If anyone would know God, be kind and considerate to the neighbor and the situation before you, stand outside of yourself, leave behind your comfort zone, and then, perhaps, because it is always a grace, in some dusty alcove of yourself you may sense a creative bit of Light, feel some muted echo of the warmth the passing-by of a God might leave. Here can be gleaned the essence of the Spirit of Christ, and everything else, no matter how painful it may be to acknowledge, is but a tool to get you there, keep you there.
[i] Baptism and eucharist, recognized by the reformed churches as the two dominically mandated acts of church, are inseparable. Thus, they were anciently, and in some places still, received concomitantly. Baptism has its meaning, its purpose and fulfillment only in the action of the eucharist. The others, a grouping neither solidified in number or kind, nor generally agreed to for approximately the first millennium of Christianity, carry weight only as partial replications of the regenerative, healing and incorporative powers of baptism and eucharist.

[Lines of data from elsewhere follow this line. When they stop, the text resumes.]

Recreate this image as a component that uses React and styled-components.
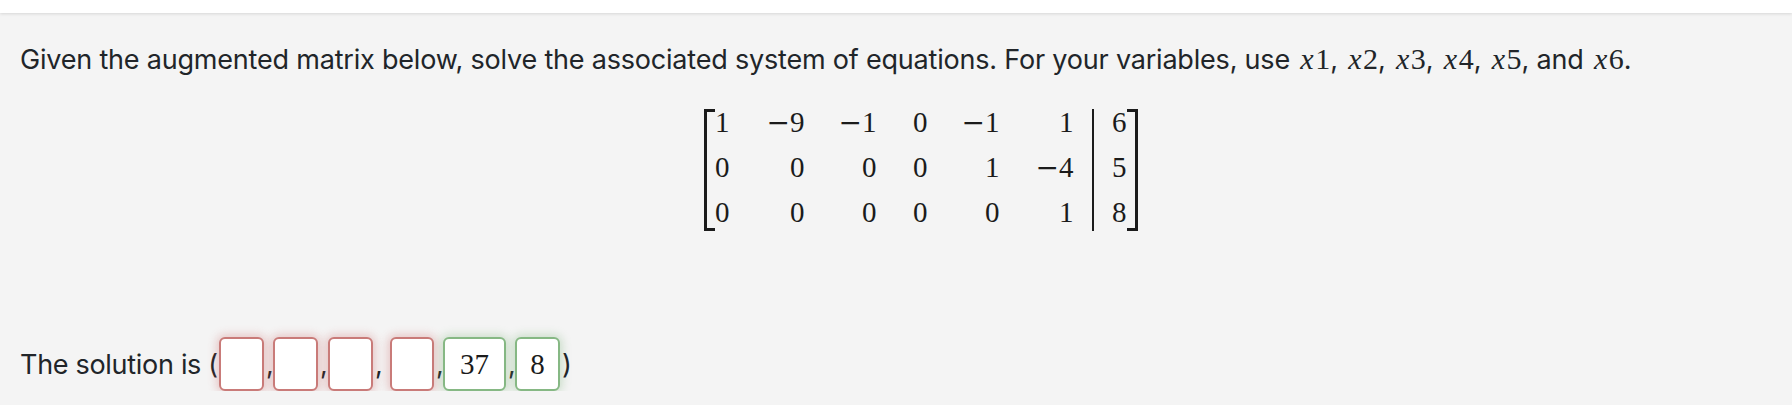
import React from "react";
import styled, { createGlobalStyle } from "styled-components";

const GlobalStyle = createGlobalStyle`
  html, body { margin: 0; padding: 0; }
  body {
    background: #f4f4f4;
    color: #212529;
    font-family: Inter, "Noto Sans", "Liberation Sans", sans-serif;
  }
`;

const TopBar = styled.div`
  height: 13px;
  background: #ffffff;
  box-shadow: 0 1px 3px rgba(0, 0, 0, 0.12);
`;

const Content = styled.main`
  padding: 26px 20px 0 20px;
`;

const Prompt = styled.p`
  margin: 0;
  font-size: 27px;
  letter-spacing: -0.2px;
  line-height: 40px;
  white-space: nowrap;
`;

const MathVar = styled.span`
  font-family: "Liberation Serif", "DejaVu Serif", serif;
  font-size: 30px;
  letter-spacing: 0;
  padding-left: 3px;
`;

const Italic = styled.i`
  font-style: italic;
  margin-right: 1.5px;
`;

const Display = styled.div`
  display: flex;
  justify-content: center;
  margin-top: 20px;
  padding-left: 49px;
`;

const Matrix = styled.div`
  display: flex;
  align-items: stretch;
  font-family: "Liberation Serif", "DejaVu Serif", serif;
  font-size: 29px;
  color: #1b1b1b;
`;

const Bracket = styled.div`
  width: 8px;
  margin: 9px 0 4px 0;
  border: 3px solid #1b1b1b;
  ${(p) => (p.$side === "left" ? "border-right: none;" : "border-left: none;")}
`;

const Grid = styled.div`
  display: grid;
  grid-template-columns: ${(p) => p.$cols};
  grid-auto-rows: 45px;
  line-height: 45px;
`;

const Cell = styled.div`
  text-align: right;
  white-space: nowrap;
`;

const Minus = styled.span`
  font-family: "DejaVu Serif", serif;
  font-size: 28px;
`;

const Divider = styled.div`
  width: 2px;
  margin: 9px 0 4px 18px;
  background: #1b1b1b;
`;

const SolutionRow = styled.div`
  display: flex;
  align-items: center;
  margin-top: 102px;
  font-size: 27px;
  letter-spacing: -0.3px;
  white-space: pre;
`;

const Lead = styled.span`
  margin-right: 1px;
`;

const Sep = styled.span`
  width: ${(p) => p.$w}px;
  padding-left: 2px;
  box-sizing: border-box;
`;

const AnswerBox = styled.div`
  box-sizing: border-box;
  width: ${(p) => p.$width}px;
  height: 54px;
  background: #ffffff;
  border: 2px solid ${(p) => (p.$ok ? "#86b884" : "#c97b79")};
  border-radius: 6px;
  box-shadow: 0 0 10px 2px
    ${(p) => (p.$ok ? "rgba(110, 170, 105, 0.32)" : "rgba(200, 90, 90, 0.32)")};
  display: flex;
  align-items: center;
  justify-content: center;
  font-family: "Liberation Serif", "DejaVu Serif", serif;
  font-size: 29px;
  letter-spacing: 0;
  color: #1b1b1b;
`;

const matrix = [
  [1, -9, -1, 0, -1, 1],
  [0, 0, 0, 0, 1, -4],
  [0, 0, 0, 0, 0, 1],
];
const aug = [6, 5, 8];

const Num = ({ v }) =>
  v < 0 ? (
    <>
      <Minus>−</Minus>
      {Math.abs(v)}
    </>
  ) : (
    <>{v}</>
  );

const Var = ({ n }) => (
  <MathVar>
    <Italic>x</Italic>
    {n}
  </MathVar>
);

const answers = [
  { w: 45, ok: false, v: "", sep: 9 },
  { w: 45, ok: false, v: "", sep: 10 },
  { w: 45, ok: false, v: "", sep: 17 },
  { w: 44, ok: false, v: "", sep: 9 },
  { w: 63, ok: true, v: "37", sep: 9 },
  { w: 45, ok: true, v: "8" },
];

export default function App() {
  return (
    <>
      <GlobalStyle />
      <TopBar />
      <Content>
        <Prompt>
          Given the augmented matrix below, solve the associated system of
          equations. For your variables, use <Var n={1} />, <Var n={2} />,{" "}
          <Var n={3} />, <Var n={4} />, <Var n={5} />, and <Var n={6} />.
        </Prompt>
        <Display>
          <Matrix>
            <Bracket $side="left" />
            <Grid $cols="15px 75px 72px 51px 72px 74px">
              {matrix.flat().map((v, i) => (
                <Cell key={i}>
                  <Num v={v} />
                </Cell>
              ))}
            </Grid>
            <Divider />
            <Grid $cols="33px">
              {aug.map((v, i) => (
                <Cell key={i}>{v}</Cell>
              ))}
            </Grid>
            <Bracket $side="right" />
          </Matrix>
        </Display>
        <SolutionRow>
          <Lead>The solution is (</Lead>
          {answers.map((a, i) => (
            <React.Fragment key={i}>
              <AnswerBox $width={a.w} $ok={a.ok}>
                {a.v}
              </AnswerBox>
              {a.sep ? <Sep $w={a.sep}>,</Sep> : <Sep $w={9}>)</Sep>}
            </React.Fragment>
          ))}
        </SolutionRow>
      </Content>
    </>
  );
}
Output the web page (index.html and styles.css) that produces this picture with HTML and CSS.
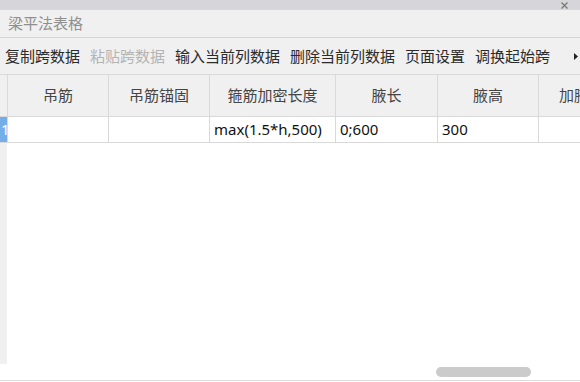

[ii] The Bishop of Rome has recently noted that the eucharist is redemptive, the cure of weakness and sin. The sacrament of the eucharist ought to be, therefore, administered, not as a reward for piety, but with pastoral concern and compassion for the establishment of an individual’s well-being as well as with discretion and care for the well-being of the community. It is a definitive thrust away from the practice of denying the sacrament to some on the basis of such things as being divorced and/or remarried in the civil system. This opens wide the question as to whom it ought be offered and to whom ought it be denied. Despite the rather nineteenth century Leonine rigidity in section 251 on the issue of same-sex unions, I think the work in which this pastoral advice is given, Amoris Laetitia [The Joy of Love], particularly Chapter 8, to be potentially amongst the most radical of the official statements to emerge from the Vatican since the dogmatic constitution Lumen Gentium [The Light of the Peoples] more than half a century ago. I need add the disclaimer that I opine thus as one not a member of the Church of Rome, merely as one disposed ever toward hope for a more benign and inclusive world.